-- START OF Entries provided --
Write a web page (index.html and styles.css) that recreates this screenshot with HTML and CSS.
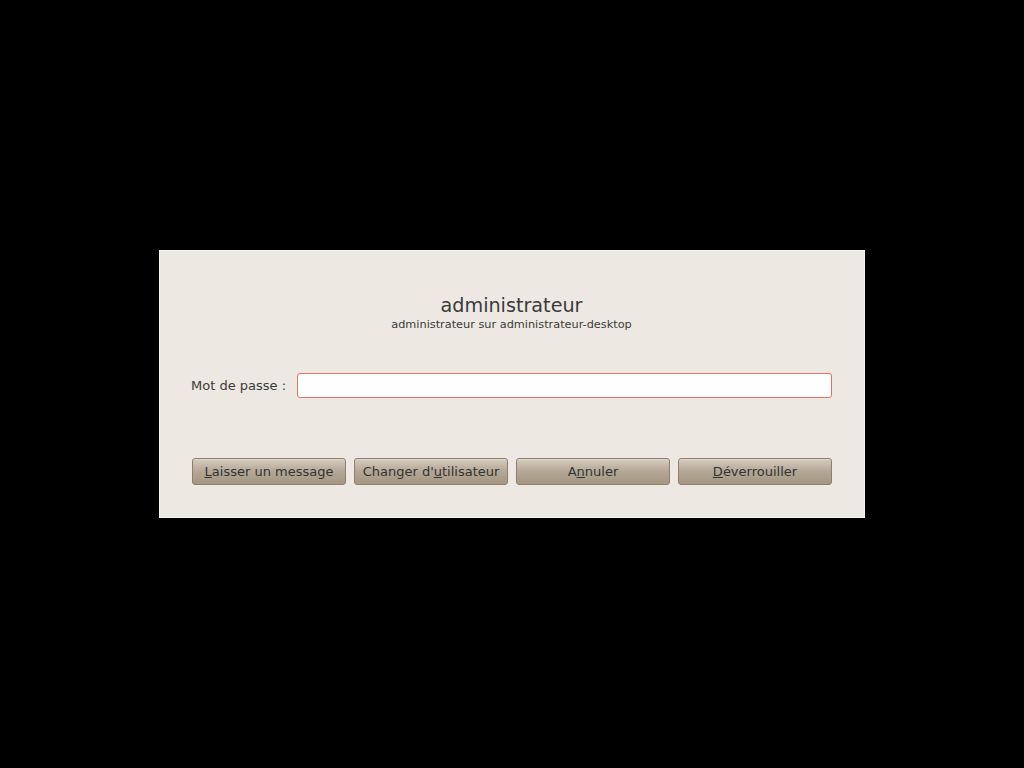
FILE: index.html
```html
<!DOCTYPE html>
<html lang="fr">
<head>
<meta charset="utf-8">
<link rel="stylesheet" href="styles.css">
</head>
<body>
<div class="screen">
  <div class="dialog">
    <div class="header">
      <div class="title">administrateur</div>
      <div class="subtitle">administrateur sur administrateur-desktop</div>
    </div>
    <div class="row">
      <label class="label">Mot de passe :</label>
      <div class="input"></div>
    </div>
    <div class="buttons">
      <button class="btn"><u>L</u>aisser un message</button>
      <button class="btn">Changer d'<u>u</u>tilisateur</button>
      <button class="btn">A<u>n</u>nuler</button>
      <button class="btn"><u>D</u>éverrouiller</button>
    </div>
  </div>
</div>
</body>
</html>
```
FILE: styles.css
```css
html, body {
  margin: 0;
  padding: 0;
  background: #000;
  width: 1024px;
  height: 768px;
  overflow: hidden;
}
.screen {
  width: 1024px;
  height: 768px;
  display: flex;
  align-items: flex-start;
  justify-content: center;
  padding-top: 250px;
  box-sizing: border-box;
  font-family: "DejaVu Sans", sans-serif;
  color: #3c3c3c;
}
.dialog {
  width: 706px;
  height: 268px;
  box-sizing: border-box;
  background: #ede9e2;
  border: 1px solid #f7f3e6;
  padding: 44px 32px 0 31px;
}
.header {
  text-align: center;
}
.title {
  font-size: 19.2px;
  line-height: 22px;
  color: #3a3a3a;
}
.subtitle {
  font-size: 11.3px;
  line-height: 14px;
  margin-top: 1px;
  color: #3a3a3a;
}
.row {
  display: flex;
  align-items: center;
  margin-top: 41px;
  height: 25px;
}
.label {
  font-size: 13px;
  width: 106px;
  flex: none;
  color: #3a3a3a;
}
.input {
  flex: 1;
  height: 25px;
  box-sizing: border-box;
  background: #fff;
  border: 1px solid #e4775a;
  border-radius: 3px;
}
.buttons {
  display: flex;
  gap: 8px;
  margin-top: 60px;
  margin-left: 1px;
}
.btn {
  width: 154px;
  height: 27px;
  box-sizing: border-box;
  border: 1px solid #8c8070;
  border-radius: 3px;
  background: linear-gradient(#d6ccbe, #b3a796 50%, #a4967f);
  font-family: "DejaVu Sans", sans-serif;
  font-size: 13px;
  color: #333;
  padding: 0;
  box-shadow: inset 0 1px 0 rgba(255,255,255,0.25);
}
.btn u {
  text-decoration-thickness: 1px;
}
```
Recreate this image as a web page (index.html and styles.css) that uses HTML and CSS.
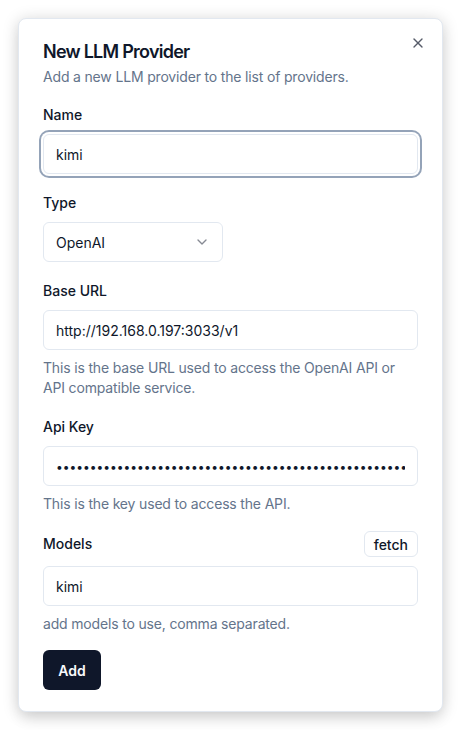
FILE: index.html
```html
<!DOCTYPE html>
<html lang="en">
<head>
<meta charset="utf-8">
<title>New LLM Provider</title>
<link rel="stylesheet" href="styles.css">
</head>
<body>
<div class="dialog" role="dialog">
  <div class="header">
    <h2 class="title">New LLM Provider</h2>
    <p class="desc">Add a new LLM provider to the list of providers.</p>
  </div>
  <form class="form">
    <div class="field">
      <label class="label" for="name">Name</label>
      <input class="input is-focused" id="name" type="text" value="kimi">
    </div>
    <div class="field">
      <label class="label">Type</label>
      <div class="select">
        <span>OpenAI</span>
        <svg class="chev" width="16" height="16" viewBox="0 0 24 24" fill="none" stroke="currentColor" stroke-width="2" stroke-linecap="round" stroke-linejoin="round"><path d="m6 9 6 6 6-6"/></svg>
      </div>
    </div>
    <div class="field">
      <label class="label" for="url">Base URL</label>
      <input class="input" id="url" type="text" value="http://192.168.0.197:3033/v1">
      <p class="help">This is the base URL used to access the OpenAI API or API compatible service.</p>
    </div>
    <div class="field">
      <label class="label" for="key">Api Key</label>
      <input class="input input-secret" id="key" type="password" value="sk-aaaaaaaaaaaaaaaaaaaaaaaaaaaaaaaaaaaaaaaaaaaaaaaaaaaaaaaaaaaaaaaaaaaa">
      <p class="help">This is the key used to access the API.</p>
    </div>
    <div class="field field-models">
      <div class="label-row">
        <label class="label" for="models">Models</label>
        <button type="button" class="btn-outline">fetch</button>
      </div>
      <input class="input" id="models" type="text" value="kimi">
      <p class="help">add models to use, comma separated.</p>
    </div>
    <div class="actions">
      <button type="button" class="btn-primary">Add</button>
    </div>
  </form>
  <button type="button" class="close" aria-label="Close">
    <svg width="16" height="16" viewBox="0 0 24 24" fill="none" stroke="currentColor" stroke-width="2" stroke-linecap="round" stroke-linejoin="round"><path d="M18 6 6 18"/><path d="m6 6 12 12"/></svg>
  </button>
</div>
</body>
</html>
```
FILE: styles.css
```css
* { box-sizing: border-box; }
html, body { margin: 0; padding: 0; }
body {
  background: #ffffff;
  font-family: Inter, "Noto Sans", sans-serif;
  color: #0f172a;
  min-height: 100vh;
  display: flex;
  align-items: center;
  justify-content: center;
}
.dialog {
  position: relative;
  width: 425px;
  max-height: 95vh;
  overflow: hidden;
  background: #ffffff;
  border: 1px solid #e2e8f0;
  border-radius: 8px;
  padding: 24px;
  box-shadow: 0 2px 16px rgba(0,0,0,0.18), 0 10px 15px -3px rgba(0,0,0,0.08);
}
.header { display: flex; flex-direction: column; gap: 6px; }
.title {
  margin: 0;
  font-size: 18px;
  line-height: 18px;
  font-weight: 600;
  letter-spacing: -0.75px;
  color: #0f172a;
}
.desc {
  margin: 0;
  font-size: 14px;
  line-height: 20px;
  letter-spacing: -0.17px;
  color: #64748b;
}
.form {
  display: flex;
  flex-direction: column;
  gap: 22px;
  margin-top: 21px;
}
.field { display: flex; flex-direction: column; gap: 8px; }
.label {
  display: block;
  font-size: 14px;
  line-height: 14px;
  font-weight: 500;
  color: #0f172a;
  margin-bottom: 4px;
}
.input {
  display: block;
  width: 100%;
  height: 40px;
  border: 1px solid #e2e8f0;
  border-radius: 6px;
  padding: 0 12px;
  font-family: Inter, "Noto Sans", sans-serif;
  font-size: 14px;
  color: #0f172a;
  background: #ffffff;
  outline: none;
}
.input-secret {
  font-size: 12px;
}
.input.is-focused {
  box-shadow: 0 0 0 2px #ffffff, 0 0 0 4px #94a3b8;
}
.select {
  width: 180px;
  height: 40px;
  border: 1px solid #e2e8f0;
  border-radius: 6px;
  padding: 0 12px;
  display: flex;
  align-items: center;
  justify-content: space-between;
  font-size: 14px;
  color: #0f172a;
}
.chev { opacity: 0.5; }
.help {
  margin: 0;
  font-size: 14px;
  line-height: 20px;
  letter-spacing: -0.17px;
  color: #64748b;
}
.field-models { margin-top: -5px; }
.label-row {
  display: flex;
  align-items: center;
  justify-content: space-between;
  height: 26px;
  margin-bottom: 1px;
}
.label-row .label { margin-bottom: 0; }
.btn-outline {
  height: 26px;
  padding: 0 9px;
  border: 1px solid #e2e8f0;
  border-radius: 6px;
  background: #ffffff;
  font-family: Inter, "Noto Sans", sans-serif;
  font-size: 14px;
  font-weight: 500;
  color: #0f172a;
}
.actions { margin-top: -6px; }
.btn-primary {
  height: 40px;
  width: 58px;
  padding: 0;
  border: none;
  border-radius: 6px;
  background: #0f172a;
  color: #f8fafc;
  font-family: Inter, "Noto Sans", sans-serif;
  font-size: 14px;
  font-weight: 600;
}
.close {
  position: absolute;
  top: 16px;
  right: 16px;
  width: 16px;
  height: 16px;
  padding: 0;
  border: none;
  background: transparent;
  color: #0f172a;
  opacity: 0.7;
  display: flex;
}
```
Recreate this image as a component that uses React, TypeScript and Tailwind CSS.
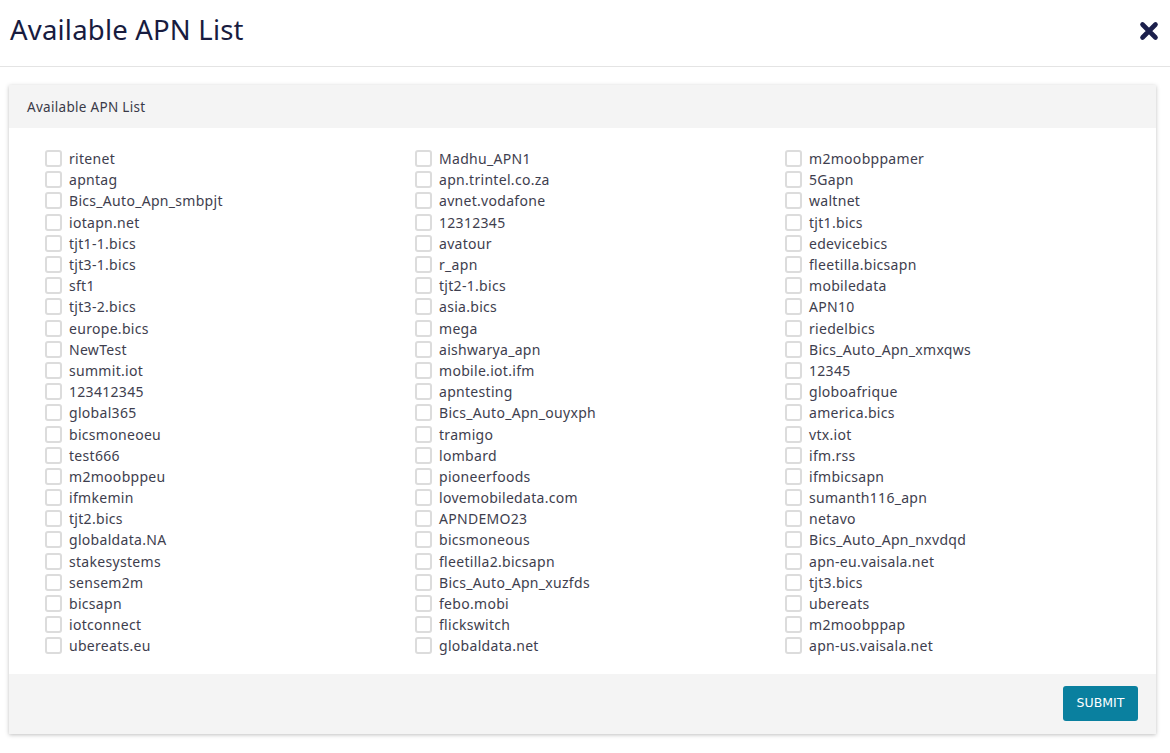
import React from "react";

const col1 = [
  "ritenet", "apntag", "Bics_Auto_Apn_smbpjt", "iotapn.net", "tjt1-1.bics", "tjt3-1.bics",
  "sft1", "tjt3-2.bics", "europe.bics", "NewTest", "summit.iot", "123412345",
  "global365", "bicsmoneoeu", "test666", "m2moobppeu", "ifmkemin", "tjt2.bics",
  "globaldata.NA", "stakesystems", "sensem2m", "bicsapn", "iotconnect", "ubereats.eu",
];
const col2 = [
  "Madhu_APN1", "apn.trintel.co.za", "avnet.vodafone", "12312345", "avatour", "r_apn",
  "tjt2-1.bics", "asia.bics", "mega", "aishwarya_apn", "mobile.iot.ifm", "apntesting",
  "Bics_Auto_Apn_ouyxph", "tramigo", "lombard", "pioneerfoods", "lovemobiledata.com", "APNDEMO23",
  "bicsmoneous", "fleetilla2.bicsapn", "Bics_Auto_Apn_xuzfds", "febo.mobi", "flickswitch", "globaldata.net",
];
const col3 = [
  "m2moobppamer", "5Gapn", "waltnet", "tjt1.bics", "edevicebics", "fleetilla.bicsapn",
  "mobiledata", "APN10", "riedelbics", "Bics_Auto_Apn_xmxqws", "12345", "globoafrique",
  "america.bics", "vtx.iot", "ifm.rss", "ifmbicsapn", "sumanth116_apn", "netavo",
  "Bics_Auto_Apn_nxvdqd", "apn-eu.vaisala.net", "tjt3.bics", "ubereats", "m2moobppap", "apn-us.vaisala.net",
];

function Item({ label }: { label: string }) {
  return (
    <label className="flex h-[21.2px] items-center gap-[7px]">
      <span className="h-[17px] w-[17px] shrink-0 rounded-[3px] border-2 border-[#dcdcdc] bg-white" />
      <span className="text-[14px] tracking-[0.3px] text-[#3e3e4e]">{label}</span>
    </label>
  );
}

function Column({ items }: { items: string[] }) {
  return (
    <div className="flex w-[370px] flex-col">
      {items.map((it) => (
        <Item key={it} label={it} />
      ))}
    </div>
  );
}

export default function App() {
  return (
    <div
      className="h-[753px] w-[1170px] bg-white"
      style={{ fontFamily: '"Noto Sans", "Open Sans", sans-serif' }}
    >
      <div className="flex h-[67px] items-center justify-between border-b border-[#e4e4e4] pb-[6px] pl-[10px] pr-[11px]">
        <h1 className="text-[27.5px] font-normal tracking-[0.2px] text-[#181c3f]">Available APN List</h1>
        <svg width="20" height="20" viewBox="0 0 20 20" className="mt-[2px]">
          <path d="M3.5 3.5 L16.5 16.5 M16.5 3.5 L3.5 16.5" stroke="#1b1f4b" strokeWidth="4.6" strokeLinecap="round" />
        </svg>
      </div>

      <div className="ml-[9px] mt-[18px] w-[1147px] shadow-[0_1px_4px_rgba(0,0,0,0.25)]">
        <div className="flex h-[43px] items-center bg-[#f4f4f4] pl-[18px] pt-[2px] text-[13.5px] tracking-[0.3px] text-[#3a3a48]">
          Available APN List
        </div>
        <div className="flex bg-white pb-[17px] pl-[36px] pt-[20px]">
          <Column items={col1} />
          <Column items={col2} />
          <Column items={col3} />
        </div>
        <div className="flex h-[60px] items-center justify-end bg-[#f4f4f4] pr-[18px]">
          <button
            className="h-[35px] w-[75px] rounded-[3px] bg-[#0a809f] text-[12.5px] text-white"
            style={{ fontFamily: '"DejaVu Sans", Verdana, sans-serif' }}
          >
            SUBMIT
          </button>
        </div>
      </div>
    </div>
  );
}
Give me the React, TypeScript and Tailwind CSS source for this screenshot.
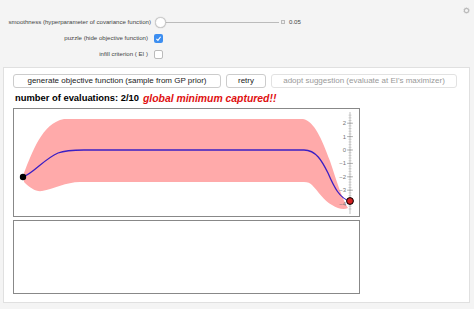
import React from 'react';

const font = { fontFamily: '"Liberation Sans", Arial, sans-serif' };

const ticks = Array.from({ length: 36 }, (_, i) => 2.6 - i * 0.2);
const labels = [2, 1, 0, -1, -2, -3, -4];
const yOf = (v: number) => 41 - v * 13.4;

const Plot: React.FC = () => (
    <svg width="345" height="107" viewBox="0 0 345 107">
        <path
            d="M10,64 C18,44 28,14 50,10 L289,10 C300,12 308,30 316,52 C322,70 328,90 334,99 C330,101 324,100 318,96 C310,92 304,82 298,76 C296,74 294,73 290,73 L66,73 C52,73 40,80 28,82 C22,83 16,79 10,73 Z"
            fill="#ffaaaa"
        />
        <path
            d="M9,68 C20,64 30,50 44,44 C52,41 60,41 70,41 L290,41 C302,41 308,52 314,64 C320,78 326,90 336,92"
            fill="none"
            stroke="#3b1fc4"
            strokeWidth="1.3"
        />
        <line x1="336" y1="3" x2="336" y2="105" stroke="#999" strokeWidth="0.6" />
        {ticks.map((v) => (
            <line key={v} x1="334.5" x2="337.5" y1={yOf(v)} y2={yOf(v)} stroke="#aaa" strokeWidth="0.5" />
        ))}
        {labels.map((v) => (
            <g key={v}>
                <line x1="333" x2="339" y1={yOf(v)} y2={yOf(v)} stroke="#888" strokeWidth="0.6" />
                <text
                    x="332"
                    y={yOf(v) + 2}
                    textAnchor="end"
                    fontSize="6"
                    fill="#777"
                    fontFamily='"Liberation Sans", Arial, sans-serif'
                >
                    {v < 0 ? `\u2212${-v}` : v}
                </text>
            </g>
        ))}
        <circle cx="9" cy="68" r="3.2" fill="#000" />
        <circle cx="336" cy="92" r="3.4" fill="#d42020" stroke="#000" strokeWidth="1" />
    </svg>
);

export default function App() {
    return (
        <div className="relative w-[474px] h-[309px] bg-[#f4f4f4] text-[#333]" style={font}>
            <svg className="absolute top-[7px] right-[4px]" width="7" height="7" viewBox="0 0 10 10">
                <circle cx="5" cy="5" r="3" fill="none" stroke="#bbb" strokeWidth="1.6" />
                <circle cx="5" cy="5" r="4.4" fill="none" stroke="#ccc" strokeWidth="1" strokeDasharray="1.4 1.4" />
            </svg>

            <div className="flex flex-col pt-[14px]">
                <div className="flex items-center h-[16px]">
                    <span className="w-[151px] text-right text-[6.1px] text-[#444]">
                        smoothness (hyperparameter of covariance function)
                    </span>
                    <div className="relative ml-[4px] flex items-center w-[124px] h-[12px]">
                        <div className="absolute left-[5px] right-0 h-px bg-[#bbb]" />
                        <div className="absolute left-0 w-[11px] h-[11px] rounded-full bg-white border border-[#ccc] shadow-[0_0_1px_rgba(0,0,0,0.3)]" />
                    </div>
                    <div className="ml-[2px] w-[4px] h-[4px] border border-[#bbb] bg-[#eee]" />
                    <span className="ml-[4px] text-[6.1px] text-[#444]">0.05</span>
                </div>
                <div className="flex items-center h-[16px]">
                    <span className="w-[148px] text-right text-[6.1px] text-[#444]">
                        puzzle (hide objective function)
                    </span>
                    <div className="ml-[6px] w-[9px] h-[9px] rounded-[2px] bg-[#3d8ef0] flex items-center justify-center">
                        <svg width="7" height="7" viewBox="0 0 10 10">
                            <path d="M2,5.5 L4.2,7.6 L8,2.5" fill="none" stroke="#fff" strokeWidth="1.6" />
                        </svg>
                    </div>
                </div>
                <div className="flex items-center h-[16px]">
                    <span className="w-[148px] text-right text-[6.1px] text-[#444]">infill criterion ( EI )</span>
                    <div className="ml-[6px] w-[9px] h-[9px] rounded-[2px] bg-white border border-[#bbb]" />
                </div>
            </div>

            <div className="mt-[5px] ml-[3px] w-[467px] h-[236px] bg-white border border-[#e0e0e0] pl-[9px] pt-[6px]">
                <div className="flex items-center gap-[5px]">
                    <button className="w-[208px] h-[14px] rounded-[3px] border border-[#ccc] bg-white text-[8px] text-[#222] leading-none">
                        generate objective function (sample from GP prior)
                    </button>
                    <button className="w-[40px] h-[14px] rounded-[3px] border border-[#ccc] bg-white text-[8px] text-[#222] leading-none">
                        retry
                    </button>
                    <button className="w-[186px] h-[14px] rounded-[3px] border border-[#e2e2e2] bg-white text-[8px] text-[#999] leading-none">
                        adopt suggestion (evaluate at EI's maximizer)
                    </button>
                </div>
                <div className="mt-[4px] ml-[2px] h-[13px] flex items-center font-bold text-black">
                    <span className="text-[9.4px]">number of evaluations: 2/10</span>
                    <span className="ml-[4px] text-[10.4px] italic text-[#e01010]">global minimum captured!!</span>
                </div>
                <div className="mt-[3px] w-[347px] h-[109px] border border-[#888] bg-white">
                    <Plot />
                </div>
                <div className="mt-[3px] w-[347px] h-[74px] border border-[#888] bg-white" />
            </div>
        </div>
    );
}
-- END OF Entries provided --
- Instructions for the task: Copy word for word every line from the one with "Give me the" through the one with "const yOf = (v: number) => 41 - v * 13.4;", including both. No pictures belong in the copy.

- Solution to the problem:
Give me the React, TypeScript and Tailwind CSS source for this screenshot.
import React from 'react';

const font = { fontFamily: '"Liberation Sans", Arial, sans-serif' };

const ticks = Array.from({ length: 36 }, (_, i) => 2.6 - i * 0.2);
const labels = [2, 1, 0, -1, -2, -3, -4];
const yOf = (v: number) => 41 - v * 13.4;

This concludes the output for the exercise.